Because no one is going to watch a movie about an unmanned probe that travels at .6 C to a neighboring star system and deploys a sensor pod into a gas giant.
Given that the USS Enterprise of any given era is shown to be one of the most powerful starships in a fight for its time period, I dunno how far I can take that idea seriously. It’d be like trying to pass off the Bismark as a summer fishing yacht which just happened to be able to serve as a super battleship when needed.
I think you folks arguing that given the current state of things like robotics, etc., they would have necessarily advanced well beyond by the time Kirk et al. are ready to go Trekkin’, are missing something: the massive wars around the mid-21st century as referenced in Star Trek: First Contact would have disrupted both the march of technology and the availability of skilled personnel who could wield that technology and build on it. Americans, at least, are shown as having descended into a Road Warrior-esque scavenger society, and the situation is presented as global. Who knows how much prior art was lost, and how long it might take to regain the previous level of technology?
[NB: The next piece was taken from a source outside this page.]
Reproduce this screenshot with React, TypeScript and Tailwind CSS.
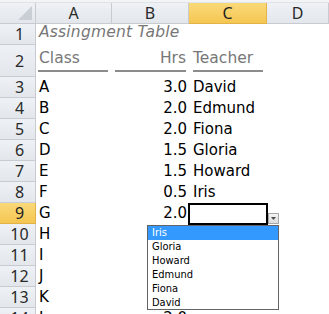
import React from "react";

const cellFont = { fontFamily: '"DejaVu Sans", Verdana, sans-serif' };
const hdrFont = { fontFamily: '"Noto Sans", "Open Sans", sans-serif' };

const rows: [string, string, string][] = [
  ["A", "3.0", "David"],
  ["B", "2.0", "Edmund"],
  ["C", "2.0", "Fiona"],
  ["D", "1.5", "Gloria"],
  ["E", "1.5", "Howard"],
  ["F", "0.5", "Iris"],
  ["G", "2.0", ""],
  ["H", "", ""],
  ["I", "", ""],
  ["J", "", ""],
  ["K", "", ""],
  ["L", "2.0", ""],
];

function RowHead({ n, active, tall }: { n: number; active?: boolean; tall?: boolean }) {
  return (
    <div
      className={`${tall ? "h-[32px]" : "h-[21px]"} flex items-center justify-center border-r border-b text-[16px] ${
        active
          ? "bg-gradient-to-b from-[#f9d979] to-[#f5c650] border-[#e2b34b] text-[#222]"
          : "bg-gradient-to-b from-[#eef1f5] to-[#e3e7ec] border-[#c8ccd2] text-[#2a2a2a]"
      }`}
      style={hdrFont}
    >
      <span className="pl-[4px]">{n}</span>
    </div>
  );
}

export default function App() {
  return (
    <div className="w-[329px] h-[314px] overflow-hidden bg-white relative">
      <div className="h-[3px] bg-[#f3f4f6] border-b border-[#dfe3e8]" />
      <div className="grid grid-cols-[36px_76px_77px_78px_62px]">
        {/* header row */}
        <div className="h-[21px] border-r border-b border-[#c8ccd2] bg-gradient-to-b from-[#eef1f5] to-[#e3e7ec] relative">
          <div
            className="absolute right-[3px] bottom-[3px] w-[14px] h-[14px] bg-[#c9ced5]"
            style={{ clipPath: "polygon(100% 0, 100% 100%, 0 100%)" }}
          />
        </div>
        {["A", "B", "C", "D"].map((c) => (
          <div
            key={c}
            className={`h-[21px] flex items-center justify-center border-r border-b text-[16px] ${
              c === "C"
                ? "bg-gradient-to-b from-[#f9d979] to-[#f5c650] border-[#e2b34b] text-[#222]"
                : "bg-gradient-to-b from-[#eef1f5] to-[#e3e7ec] border-[#c8ccd2] text-[#2a2a2a]"
            }`}
            style={hdrFont}
          >
            {c}
          </div>
        ))}

        {/* row 1 */}
        <RowHead n={1} />
        <div
          className="col-span-4 h-[21px] flex items-end pb-[1px] pl-[3px] text-[15.5px] italic text-[#777] whitespace-nowrap tracking-[0.2px]"
          style={cellFont}
        >
          Assingment Table
        </div>

        {/* row 2 */}
        <RowHead n={2} tall />
        <div className="h-[32px] flex flex-col pl-[2px] pr-[4px] pt-[3px]" style={cellFont}>
          <span className="text-[15.5px] text-[#777] leading-[20px] pl-[1px]">Class</span>
          <div className="h-[2px] mt-[2px] bg-[#8c8c8c]" />
        </div>
        <div className="h-[32px] flex flex-col pl-[3px] pr-[3px] pt-[3px]" style={cellFont}>
          <span className="text-[15.5px] text-[#777] leading-[20px] text-right">Hrs</span>
          <div className="h-[2px] mt-[2px] bg-[#8c8c8c]" />
        </div>
        <div className="h-[32px] flex flex-col pl-[4px] pr-[4px] pt-[3px]" style={cellFont}>
          <span className="text-[15.5px] text-[#777] leading-[20px]">Teacher</span>
          <div className="h-[2px] mt-[2px] bg-[#8c8c8c]" />
        </div>
        <div className="h-[32px]" />

        {rows.map(([a, b, c], i) => {
          const n = i + 3;
          return (
            <React.Fragment key={n}>
              <RowHead n={n} active={n === 9} />
              <div className="h-[21px] flex items-center pl-[3px] text-[15px] text-black" style={cellFont}>
                {a}
              </div>
              <div className="h-[21px] flex items-center justify-end pr-[2px] text-[15px] text-black" style={cellFont}>
                {b}
              </div>
              <div className="h-[21px] flex items-center pl-[4px] text-[15px] text-black relative" style={cellFont}>
                {c}
                {n === 9 && (
                  <div className="absolute left-[-1px] top-0 w-[80px] h-[22px] border-2 border-black" />
                )}
              </div>
              <div className="h-[21px]" />
            </React.Fragment>
          );
        })}
      </div>

      {/* dropdown button */}
      <div className="absolute left-[268px] top-[213px] w-[11px] h-[11px] bg-gradient-to-b from-[#f4f4f4] to-[#dcdcdc] border border-[#a8a8a8] flex items-center justify-center">
        <svg width="5" height="3" viewBox="0 0 5 3">
          <polygon points="0,0 5,0 2.5,3" fill="#4a4a4a" />
        </svg>
      </div>

      {/* dropdown list */}
      <div
        className="absolute left-[147px] top-[225px] w-[132px] h-[85px] bg-white border border-[#646464] text-[11px] text-black leading-[14px]"
        style={{ fontFamily: 'Tahoma, "DejaVu Sans Condensed", "DejaVu Sans", sans-serif' }}
      >
        {["Iris", "Gloria", "Howard", "Edmund", "Fiona", "David"].map((t, i) => (
          <div
            key={t}
            className={`h-[14px] pl-[4px] flex items-center ${i === 0 ? "bg-[#3399ff] text-white" : ""}`}
          >
            {t}
          </div>
        ))}
      </div>
    </div>
  );
}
They WOULDN’T be using blue collar journeymen and stick welders deep DEEEP in Earth’s gravity well!
Can we agree and move on to more important things, like why would a space elevator have all those sharp, spikey, heavy (and dramatic) blade things tacked on?
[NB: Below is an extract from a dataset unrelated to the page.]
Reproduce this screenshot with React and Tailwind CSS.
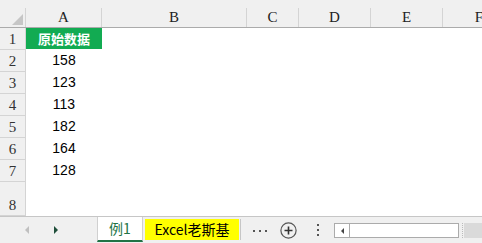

To off the red-shirt, but you didn’t hear that from me.
My theory is, without the American election to obsess over, the Dope needs something to overobsess about. Hence this thread, and this one, and more before and to come, no doubt.
This is probably for the best. There can only be so many Sarah Palin threads before Dopers start eating their own without any other prey to go after. It’s like polar bears, really.
I’m missing something. What has the lovely Ms. Staite To do with artificial gravity being sad in the Whedonverse? Surely you don’t want Kaylee to be INCONVENIENCED. Why, if there were no artificial gravity, she might never have left home. Be sane, man!